| Problem statement |
Transcribe the material exactly. Images do not belong in the copy.

--- begin Listed records ---

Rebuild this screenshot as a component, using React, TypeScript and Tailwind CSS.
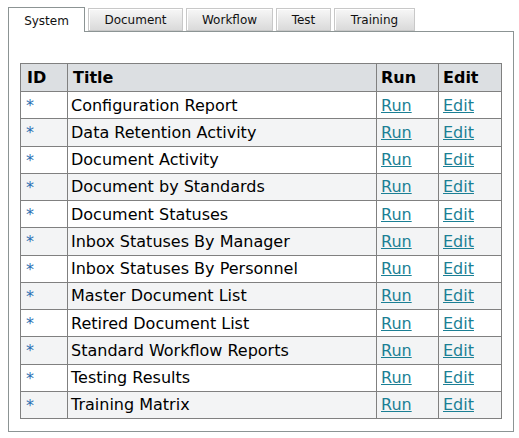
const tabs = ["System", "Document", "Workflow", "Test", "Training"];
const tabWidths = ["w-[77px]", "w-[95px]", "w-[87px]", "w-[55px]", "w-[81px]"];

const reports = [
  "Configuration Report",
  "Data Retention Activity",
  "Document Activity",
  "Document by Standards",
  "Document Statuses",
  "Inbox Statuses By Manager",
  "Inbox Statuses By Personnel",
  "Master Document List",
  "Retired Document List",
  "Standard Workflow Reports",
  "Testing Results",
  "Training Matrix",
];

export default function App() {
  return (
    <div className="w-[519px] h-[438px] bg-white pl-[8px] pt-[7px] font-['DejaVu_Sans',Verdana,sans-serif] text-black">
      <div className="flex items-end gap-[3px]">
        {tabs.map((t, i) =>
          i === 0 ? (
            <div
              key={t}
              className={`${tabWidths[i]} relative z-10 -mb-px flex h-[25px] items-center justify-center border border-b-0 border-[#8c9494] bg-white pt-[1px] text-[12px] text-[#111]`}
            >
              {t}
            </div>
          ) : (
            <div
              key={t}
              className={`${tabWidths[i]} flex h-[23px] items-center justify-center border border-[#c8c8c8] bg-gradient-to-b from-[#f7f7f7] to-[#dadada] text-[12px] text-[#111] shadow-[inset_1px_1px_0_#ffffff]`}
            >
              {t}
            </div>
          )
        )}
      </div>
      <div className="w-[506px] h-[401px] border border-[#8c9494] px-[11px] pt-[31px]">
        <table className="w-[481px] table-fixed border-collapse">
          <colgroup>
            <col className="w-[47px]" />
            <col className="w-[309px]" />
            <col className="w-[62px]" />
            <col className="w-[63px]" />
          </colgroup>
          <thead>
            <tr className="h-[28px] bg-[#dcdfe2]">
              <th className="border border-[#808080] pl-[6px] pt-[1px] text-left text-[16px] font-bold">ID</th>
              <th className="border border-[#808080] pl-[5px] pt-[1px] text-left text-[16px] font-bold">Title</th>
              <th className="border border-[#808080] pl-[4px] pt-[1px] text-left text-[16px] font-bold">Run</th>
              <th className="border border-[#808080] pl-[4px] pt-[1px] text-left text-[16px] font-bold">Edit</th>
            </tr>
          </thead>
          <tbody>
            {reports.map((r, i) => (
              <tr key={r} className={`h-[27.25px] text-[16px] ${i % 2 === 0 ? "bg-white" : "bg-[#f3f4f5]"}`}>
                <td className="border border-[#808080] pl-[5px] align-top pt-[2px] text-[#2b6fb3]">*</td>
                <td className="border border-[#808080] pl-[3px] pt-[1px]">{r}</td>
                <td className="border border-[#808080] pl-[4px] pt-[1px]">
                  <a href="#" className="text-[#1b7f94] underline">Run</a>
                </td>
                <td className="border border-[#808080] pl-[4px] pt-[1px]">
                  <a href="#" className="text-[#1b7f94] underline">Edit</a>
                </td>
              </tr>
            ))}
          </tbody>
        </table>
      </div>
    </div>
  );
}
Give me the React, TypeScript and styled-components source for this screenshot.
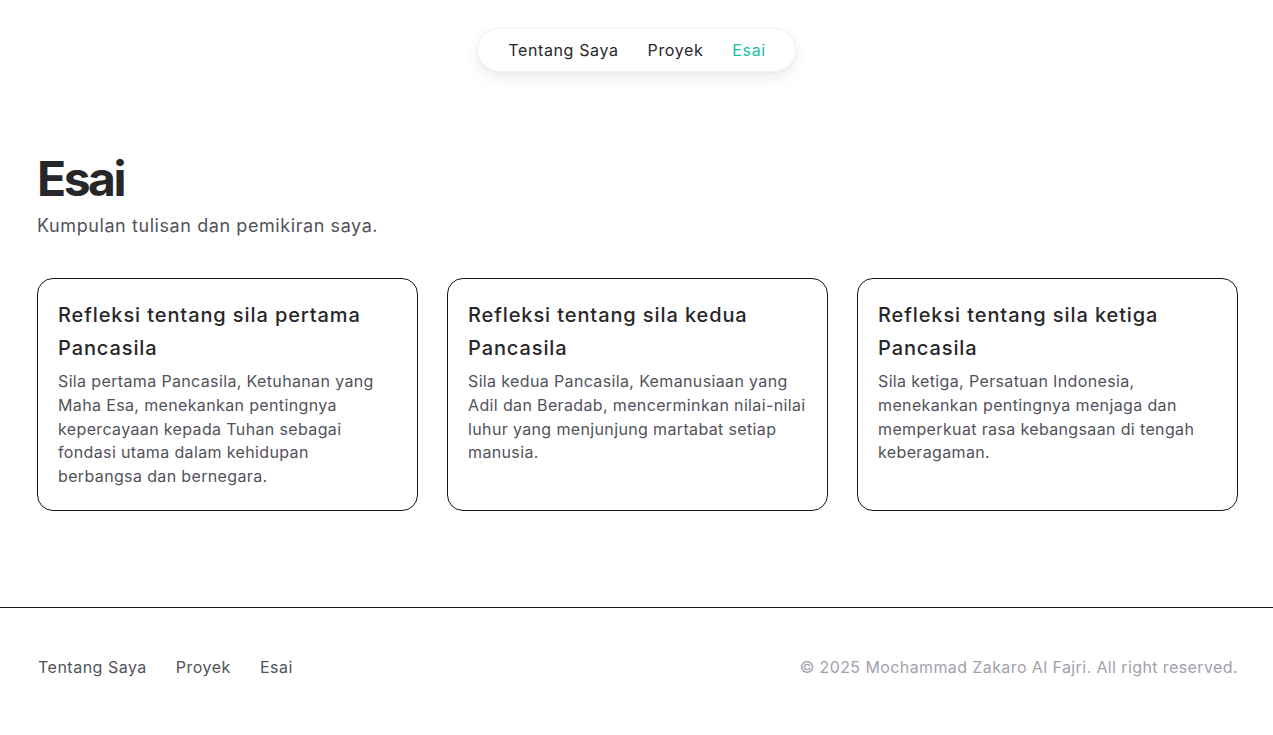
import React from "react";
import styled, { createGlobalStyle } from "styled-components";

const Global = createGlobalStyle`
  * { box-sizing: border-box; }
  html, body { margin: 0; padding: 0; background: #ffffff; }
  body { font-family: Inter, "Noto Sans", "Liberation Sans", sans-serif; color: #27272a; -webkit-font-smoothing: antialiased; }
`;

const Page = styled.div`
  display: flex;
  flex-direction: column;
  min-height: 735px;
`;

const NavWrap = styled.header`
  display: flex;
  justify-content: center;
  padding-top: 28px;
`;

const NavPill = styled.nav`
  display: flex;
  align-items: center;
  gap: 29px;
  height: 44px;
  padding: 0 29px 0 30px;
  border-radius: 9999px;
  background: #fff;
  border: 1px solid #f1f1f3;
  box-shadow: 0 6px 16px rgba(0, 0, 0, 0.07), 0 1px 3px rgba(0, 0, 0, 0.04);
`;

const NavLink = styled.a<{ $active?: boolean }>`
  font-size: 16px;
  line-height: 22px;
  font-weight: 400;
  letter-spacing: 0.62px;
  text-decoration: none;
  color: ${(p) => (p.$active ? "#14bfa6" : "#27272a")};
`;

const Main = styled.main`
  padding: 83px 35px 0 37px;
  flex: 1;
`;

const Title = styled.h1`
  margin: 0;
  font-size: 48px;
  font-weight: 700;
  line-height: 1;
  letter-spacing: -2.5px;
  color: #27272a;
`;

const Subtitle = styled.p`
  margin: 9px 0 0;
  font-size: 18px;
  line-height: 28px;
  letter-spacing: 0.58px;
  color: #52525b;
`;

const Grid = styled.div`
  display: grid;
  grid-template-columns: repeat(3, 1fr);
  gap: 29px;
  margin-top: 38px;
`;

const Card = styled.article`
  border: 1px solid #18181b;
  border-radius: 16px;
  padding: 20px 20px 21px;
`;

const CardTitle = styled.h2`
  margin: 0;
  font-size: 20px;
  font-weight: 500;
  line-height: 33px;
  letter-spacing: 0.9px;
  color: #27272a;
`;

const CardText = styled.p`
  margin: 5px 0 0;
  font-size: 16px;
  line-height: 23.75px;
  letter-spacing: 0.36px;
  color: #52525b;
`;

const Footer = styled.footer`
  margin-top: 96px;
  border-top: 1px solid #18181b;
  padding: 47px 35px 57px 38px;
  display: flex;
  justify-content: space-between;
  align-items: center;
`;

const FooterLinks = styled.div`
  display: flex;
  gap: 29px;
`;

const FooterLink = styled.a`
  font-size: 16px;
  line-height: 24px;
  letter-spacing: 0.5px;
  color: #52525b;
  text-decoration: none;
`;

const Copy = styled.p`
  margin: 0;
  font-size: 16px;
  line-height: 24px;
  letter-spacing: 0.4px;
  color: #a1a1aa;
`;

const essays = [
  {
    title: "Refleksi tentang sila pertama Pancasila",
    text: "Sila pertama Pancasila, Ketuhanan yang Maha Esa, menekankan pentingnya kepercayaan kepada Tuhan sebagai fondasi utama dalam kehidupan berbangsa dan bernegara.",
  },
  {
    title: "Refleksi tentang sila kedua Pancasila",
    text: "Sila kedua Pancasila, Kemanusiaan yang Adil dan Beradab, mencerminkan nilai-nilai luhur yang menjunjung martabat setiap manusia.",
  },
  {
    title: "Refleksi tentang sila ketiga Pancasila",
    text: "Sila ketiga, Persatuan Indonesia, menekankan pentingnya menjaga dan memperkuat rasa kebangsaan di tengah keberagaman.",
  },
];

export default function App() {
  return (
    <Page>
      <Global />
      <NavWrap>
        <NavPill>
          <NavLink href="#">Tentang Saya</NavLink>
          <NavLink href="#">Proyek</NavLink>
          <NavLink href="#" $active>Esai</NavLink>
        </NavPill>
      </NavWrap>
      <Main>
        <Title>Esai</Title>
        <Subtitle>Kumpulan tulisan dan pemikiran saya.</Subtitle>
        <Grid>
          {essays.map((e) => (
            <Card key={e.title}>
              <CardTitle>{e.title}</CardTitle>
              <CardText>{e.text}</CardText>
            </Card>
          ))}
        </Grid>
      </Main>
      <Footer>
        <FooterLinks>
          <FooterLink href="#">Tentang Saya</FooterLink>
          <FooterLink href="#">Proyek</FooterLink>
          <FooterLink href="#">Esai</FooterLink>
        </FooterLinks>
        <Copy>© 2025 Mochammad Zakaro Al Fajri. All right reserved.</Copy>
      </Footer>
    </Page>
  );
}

--- end Listed records ---

| Answer to this exercise |
Rebuild this screenshot as a component, using React, TypeScript and Tailwind CSS.
const tabs = ["System", "Document", "Workflow", "Test", "Training"];
const tabWidths = ["w-[77px]", "w-[95px]", "w-[87px]", "w-[55px]", "w-[81px]"];

const reports = [
  "Configuration Report",
  "Data Retention Activity",
  "Document Activity",
  "Document by Standards",
  "Document Statuses",
  "Inbox Statuses By Manager",
  "Inbox Statuses By Personnel",
  "Master Document List",
  "Retired Document List",
  "Standard Workflow Reports",
  "Testing Results",
  "Training Matrix",
];

export default function App() {
  return (
    <div className="w-[519px] h-[438px] bg-white pl-[8px] pt-[7px] font-['DejaVu_Sans',Verdana,sans-serif] text-black">
      <div className="flex items-end gap-[3px]">
        {tabs.map((t, i) =>
          i === 0 ? (
            <div
              key={t}
              className={`${tabWidths[i]} relative z-10 -mb-px flex h-[25px] items-center justify-center border border-b-0 border-[#8c9494] bg-white pt-[1px] text-[12px] text-[#111]`}
            >
              {t}
            </div>
          ) : (
            <div
              key={t}
              className={`${tabWidths[i]} flex h-[23px] items-center justify-center border border-[#c8c8c8] bg-gradient-to-b from-[#f7f7f7] to-[#dadada] text-[12px] text-[#111] shadow-[inset_1px_1px_0_#ffffff]`}
            >
              {t}
            </div>
          )
        )}
      </div>
      <div className="w-[506px] h-[401px] border border-[#8c9494] px-[11px] pt-[31px]">
        <table className="w-[481px] table-fixed border-collapse">
          <colgroup>
            <col className="w-[47px]" />
            <col className="w-[309px]" />
            <col className="w-[62px]" />
            <col className="w-[63px]" />
          </colgroup>
          <thead>
            <tr className="h-[28px] bg-[#dcdfe2]">
              <th className="border border-[#808080] pl-[6px] pt-[1px] text-left text-[16px] font-bold">ID</th>
              <th className="border border-[#808080] pl-[5px] pt-[1px] text-left text-[16px] font-bold">Title</th>
              <th className="border border-[#808080] pl-[4px] pt-[1px] text-left text-[16px] font-bold">Run</th>
              <th className="border border-[#808080] pl-[4px] pt-[1px] text-left text-[16px] font-bold">Edit</th>
            </tr>
          </thead>
          <tbody>
            {reports.map((r, i) => (
              <tr key={r} className={`h-[27.25px] text-[16px] ${i % 2 === 0 ? "bg-white" : "bg-[#f3f4f5]"}`}>
                <td className="border border-[#808080] pl-[5px] align-top pt-[2px] text-[#2b6fb3]">*</td>
                <td className="border border-[#808080] pl-[3px] pt-[1px]">{r}</td>
                <td className="border border-[#808080] pl-[4px] pt-[1px]">
                  <a href="#" className="text-[#1b7f94] underline">Run</a>
                </td>
                <td className="border border-[#808080] pl-[4px] pt-[1px]">
                  <a href="#" className="text-[#1b7f94] underline">Edit</a>
                </td>
              </tr>
            ))}
          </tbody>
        </table>
      </div>
    </div>
  );
}
Give me the React, TypeScript and styled-components source for this screenshot.
import React from "react";
import styled, { createGlobalStyle } from "styled-components";

const Global = createGlobalStyle`
  * { box-sizing: border-box; }
  html, body { margin: 0; padding: 0; background: #ffffff; }
  body { font-family: Inter, "Noto Sans", "Liberation Sans", sans-serif; color: #27272a; -webkit-font-smoothing: antialiased; }
`;

const Page = styled.div`
  display: flex;
  flex-direction: column;
  min-height: 735px;
`;

const NavWrap = styled.header`
  display: flex;
  justify-content: center;
  padding-top: 28px;
`;

const NavPill = styled.nav`
  display: flex;
  align-items: center;
  gap: 29px;
  height: 44px;
  padding: 0 29px 0 30px;
  border-radius: 9999px;
  background: #fff;
  border: 1px solid #f1f1f3;
  box-shadow: 0 6px 16px rgba(0, 0, 0, 0.07), 0 1px 3px rgba(0, 0, 0, 0.04);
`;

const NavLink = styled.a<{ $active?: boolean }>`
  font-size: 16px;
  line-height: 22px;
  font-weight: 400;
  letter-spacing: 0.62px;
  text-decoration: none;
  color: ${(p) => (p.$active ? "#14bfa6" : "#27272a")};
`;

const Main = styled.main`
  padding: 83px 35px 0 37px;
  flex: 1;
`;

const Title = styled.h1`
  margin: 0;
  font-size: 48px;
  font-weight: 700;
  line-height: 1;
  letter-spacing: -2.5px;
  color: #27272a;
`;

const Subtitle = styled.p`
  margin: 9px 0 0;
  font-size: 18px;
  line-height: 28px;
  letter-spacing: 0.58px;
  color: #52525b;
`;

const Grid = styled.div`
  display: grid;
  grid-template-columns: repeat(3, 1fr);
  gap: 29px;
  margin-top: 38px;
`;

const Card = styled.article`
  border: 1px solid #18181b;
  border-radius: 16px;
  padding: 20px 20px 21px;
`;

const CardTitle = styled.h2`
  margin: 0;
  font-size: 20px;
  font-weight: 500;
  line-height: 33px;
  letter-spacing: 0.9px;
  color: #27272a;
`;

const CardText = styled.p`
  margin: 5px 0 0;
  font-size: 16px;
  line-height: 23.75px;
  letter-spacing: 0.36px;
  color: #52525b;
`;

const Footer = styled.footer`
  margin-top: 96px;
  border-top: 1px solid #18181b;
  padding: 47px 35px 57px 38px;
  display: flex;
  justify-content: space-between;
  align-items: center;
`;

const FooterLinks = styled.div`
  display: flex;
  gap: 29px;
`;

const FooterLink = styled.a`
  font-size: 16px;
  line-height: 24px;
  letter-spacing: 0.5px;
  color: #52525b;
  text-decoration: none;
`;

const Copy = styled.p`
  margin: 0;
  font-size: 16px;
  line-height: 24px;
  letter-spacing: 0.4px;
  color: #a1a1aa;
`;

const essays = [
  {
    title: "Refleksi tentang sila pertama Pancasila",
    text: "Sila pertama Pancasila, Ketuhanan yang Maha Esa, menekankan pentingnya kepercayaan kepada Tuhan sebagai fondasi utama dalam kehidupan berbangsa dan bernegara.",
  },
  {
    title: "Refleksi tentang sila kedua Pancasila",
    text: "Sila kedua Pancasila, Kemanusiaan yang Adil dan Beradab, mencerminkan nilai-nilai luhur yang menjunjung martabat setiap manusia.",
  },
  {
    title: "Refleksi tentang sila ketiga Pancasila",
    text: "Sila ketiga, Persatuan Indonesia, menekankan pentingnya menjaga dan memperkuat rasa kebangsaan di tengah keberagaman.",
  },
];

export default function App() {
  return (
    <Page>
      <Global />
      <NavWrap>
        <NavPill>
          <NavLink href="#">Tentang Saya</NavLink>
          <NavLink href="#">Proyek</NavLink>
          <NavLink href="#" $active>Esai</NavLink>
        </NavPill>
      </NavWrap>
      <Main>
        <Title>Esai</Title>
        <Subtitle>Kumpulan tulisan dan pemikiran saya.</Subtitle>
        <Grid>
          {essays.map((e) => (
            <Card key={e.title}>
              <CardTitle>{e.title}</CardTitle>
              <CardText>{e.text}</CardText>
            </Card>
          ))}
        </Grid>
      </Main>
      <Footer>
        <FooterLinks>
          <FooterLink href="#">Tentang Saya</FooterLink>
          <FooterLink href="#">Proyek</FooterLink>
          <FooterLink href="#">Esai</FooterLink>
        </FooterLinks>
        <Copy>© 2025 Mochammad Zakaro Al Fajri. All right reserved.</Copy>
      </Footer>
    </Page>
  );
}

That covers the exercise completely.